Muniria quadrangulata is a flowering plant in the mint family Lamiaceae and is endemic to Arnhem Land in the Northern Territory. It is a shrub with its branches and leaves covered with a thick layer of woolly hairs and pale yellow flowers in groups of up to nine, surrounded by woolly hairs.

==Description==
Muniria quadrangulata is shrub which grows to a height of about 1 m and has branches that have four corners in cross-section. The branches, leaves and some of the flower parts are covered with a thick, woolly layer of white hairs. The leaves are oblong to egg-shaped, 4-8 cm long, 15-25 mm wide and have a wrinkled, blistered surface.

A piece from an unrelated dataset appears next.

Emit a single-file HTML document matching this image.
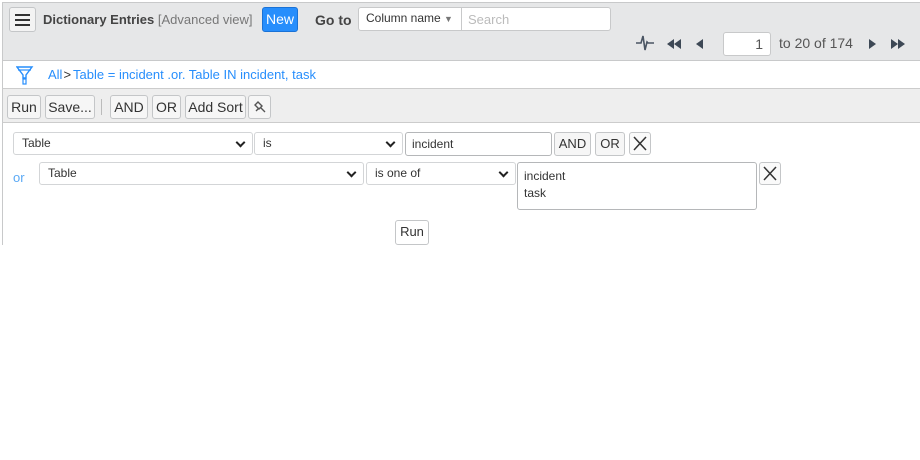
<!DOCTYPE html>
<html><head><meta charset="utf-8"><style>
*{box-sizing:border-box;margin:0;padding:0}
body{width:920px;height:460px;background:#fff;font-family:"Liberation Sans",Arial,sans-serif;font-size:13px;color:#333;position:relative;overflow:hidden}
.a{position:absolute;white-space:nowrap}
.btn{position:absolute;white-space:nowrap;border:1px solid #c4c6c8;border-radius:3px;background:#f6f6f6;font-size:14px;color:#333;text-align:center;line-height:22px;height:24px}
.sel{position:absolute;border:1px solid #d3d5d7;border-radius:3px;background:#fff;height:23px;font-size:12px;line-height:21px;padding-left:8px;color:#333}
.chev{position:absolute;right:8px;top:6px;width:7px;height:7px;border-right:2px solid #222;border-bottom:2px solid #222;transform:rotate(45deg)}
.x{position:absolute;border:1px solid #c4c6c8;border-radius:3px;background:#fafafa;width:22px;height:23px}
</style></head><body>
<div class="a" style="left:2px;top:2px;width:918px;height:59px;background:#e6e7e8;border-top:1px solid #c8c9ca;border-bottom:1px solid #c8c9ca;border-left:1px solid #c8c9ca"></div>
<div class="a" style="left:2px;top:61px;width:918px;height:27px;background:#fff;border-left:1px solid #c8c9ca"></div>
<div class="a" style="left:2px;top:88px;width:918px;height:35px;background:#eee;border-top:1px solid #ccc;border-bottom:1px solid #ccc;border-left:1px solid #c8c9ca"></div>
<div class="a" style="left:2px;top:123px;width:1px;height:122px;background:#c8c9ca"></div>

<div class="btn" style="left:9px;top:7px;width:27px;height:25px;background:#f3f3f3">
<svg width="15" height="12" style="margin-top:6px" viewBox="0 0 15 12"><rect y="0" width="15" height="2" fill="#333"/><rect y="5" width="15" height="2" fill="#333"/><rect y="10" width="15" height="2" fill="#333"/></svg></div>
<div class="a" style="left:43px;top:12px;font-size:13px;font-weight:bold;color:#444">Dictionary Entries <span style="font-weight:normal;color:#777">[Advanced view]</span></div>
<div class="a" style="left:262px;top:7px;width:36px;height:25px;background:#278efc;border:1px solid #1a72d6;border-radius:3px;color:#fff;font-size:14px;text-align:center;line-height:23px">New</div>
<div class="a" style="left:315px;top:12px;font-size:14px;font-weight:bold;color:#444">Go to</div>
<div class="a" style="left:358px;top:7px;width:104px;height:24px;background:#fff;border:1px solid #c8c9ca;border-radius:3px 0 0 3px;font-size:12px;line-height:20px;padding-left:7px">Column name <span style="font-size:9px;color:#777">▼</span></div>
<div class="a" style="left:461px;top:7px;width:150px;height:24px;background:#fff;border:1px solid #c8c9ca;border-radius:0 3px 3px 0;font-size:13px;line-height:24px;padding-left:6px;color:#bbb">Search</div>

<svg class="a" style="left:636px;top:34px" width="20" height="18" viewBox="0 0 20 18"><path d="M0 9H5L7 2L9 16L11 8L12 9H18" fill="none" stroke="#4a5563" stroke-width="1.6"/></svg>
<svg class="a" style="left:667px;top:39px" width="16" height="10" viewBox="0 0 16 10"><path d="M0 5L7 0V10ZM7 5L14 0V10Z" fill="#3d4855"/></svg>
<svg class="a" style="left:695px;top:39px" width="10" height="10" viewBox="0 0 10 10"><path d="M1 5L8 0V10Z" fill="#3d4855"/></svg>
<div class="a" style="left:723px;top:32px;width:48px;height:24px;background:#fff;border:1px solid #c8c9ca;border-radius:3px;text-align:right;padding-right:7px;line-height:22px;font-size:14px;color:#555">1</div>
<div class="a" style="left:779px;top:35px;font-size:14px;color:#555">to 20 of 174</div>
<svg class="a" style="left:868px;top:39px" width="10" height="10" viewBox="0 0 10 10"><path d="M1 0L8 5L1 10Z" fill="#3d4855"/></svg>
<svg class="a" style="left:891px;top:39px" width="16" height="10" viewBox="0 0 16 10"><path d="M0 0L7 5L0 10ZM7 0L14 5L7 10Z" fill="#3d4855"/></svg>

<svg class="a" style="left:16px;top:66px" width="18" height="20" viewBox="0 0 18 20"><path d="M1 1H16L10 9V12H7V9Z" fill="none" stroke="#278efc" stroke-width="1.4"/><path d="M2 4H15" stroke="#278efc" stroke-width="1.2"/><rect x="7" y="13" width="3" height="5" fill="none" stroke="#278efc" stroke-width="1.2"/></svg>
<div class="a" style="left:48px;top:67px;font-size:13px;color:#278efc">All<span style="color:#333;margin:0 2px 0 1px">&gt;</span>Table = incident .or. Table IN incident, task</div>

<div class="btn" style="left:7px;top:95px;width:34px">Run</div>
<div class="btn" style="left:45px;top:95px;width:50px">Save...</div>
<div class="a" style="left:101px;top:99px;width:1px;height:16px;background:#bbb"></div>
<div class="btn" style="left:110px;top:95px;width:38px">AND</div>
<div class="btn" style="left:152px;top:95px;width:29px">OR</div>
<div class="btn" style="left:185px;top:95px;width:61px">Add Sort</div>
<div class="btn" style="left:248px;top:95px;width:23px"><svg width="14" height="14" viewBox="0 0 14 14" style="margin-top:4px"><path d="M2 5L5 2L9 6L6 9ZM7 7L12 12M3 11L5 9" stroke="#555" stroke-width="1.4" fill="none"/></svg></div>

<div class="sel" style="left:13px;top:132px;width:240px">Table<div class="chev"></div></div>
<div class="sel" style="left:254px;top:132px;width:149px">is<div class="chev"></div></div>
<div class="a" style="left:405px;top:132px;width:147px;height:24px;border:1px solid #b5b7b9;border-radius:3px;font-size:12px;line-height:23px;padding-left:6px">incident</div>
<div class="btn" style="left:554px;top:132px;width:37px;font-size:13px">AND</div>
<div class="btn" style="left:595px;top:132px;width:30px;font-size:13px">OR</div>
<div class="x" style="left:629px;top:132px"><svg width="20" height="21" viewBox="0 0 20 21"><path d="M4 4L16 17M16 4L4 17" stroke="#333" stroke-width="1.5"/></svg></div>

<div class="a" style="left:13px;top:170px;font-size:13px;color:#5aa9f5">or</div>
<div class="sel" style="left:39px;top:162px;width:325px">Table<div class="chev"></div></div>
<div class="sel" style="left:366px;top:162px;width:150px">is one of<div class="chev"></div></div>
<div class="a" style="left:517px;top:162px;width:240px;height:48px;border:1px solid #b5b7b9;border-radius:3px;font-size:12px;line-height:17px;padding:5px 6px">incident<br>task</div>
<div class="x" style="left:759px;top:162px"><svg width="20" height="21" viewBox="0 0 20 21"><path d="M4 4L16 17M16 4L4 17" stroke="#333" stroke-width="1.5"/></svg></div>

<div class="btn" style="left:395px;top:220px;width:34px;height:25px;background:#fff;font-size:13px">Run</div>
</body></html>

The flowers are arranged in groups of up to nine, sometimes twelve, in leaf axils near the ends of the branches, the groups on a hairy stalk 10-18 mm long, each flower on a hairy stalk 2-3 mm long. The flowers are surrounded by leafy, lance-shaped, woolly bracts and bracteoles. The five sepals are 10-14 mm long, mostly woolly and joined for about half their length into a tube with the sepal lobes 8-11 mm long. The petals are pale yellow, 14-25 mm long and joined for most of their length to form a tube which is hairy on the outside but glabrous on the inside except for a narrow ring of hairs around the ovary. There are five egg-shaped lobes on the end of the tube, the lower, central lobe 3-4 mm long and 4-6 mm wide at the base and much larger than the other lobes which are a similar size and shape to each other. The four stamens reach to near the end of the tube, the lower pair longer than the upper ones. Flowering occurs from January to August and is followed from January to September by the fruit which is oval-shaped but with four distinct ridges and has the sepals attached.

==Taxonomy and naming==
This species was first formally described in 1979 by Ahmad Abid Munir from a specimen collected south of Gunbalanya (formerly called Oenpelli). It was given the name Pityrodia quadrangulata and the description was published in Journal of the Adelaide Botanic Gardens. In 2011, Barry Conn, Murray Henwood and Nicola Streiber described a new genus, Muniria and transferred this species to it.

==Distribution==
This species only occurs in Arnhem Land where it is found in Kakadu and Nitmiluk National Parks.

==Conservation==
Muniria quadrangulata is classified as "least concern" under the Territory Parks and Wildlife Conservation Act.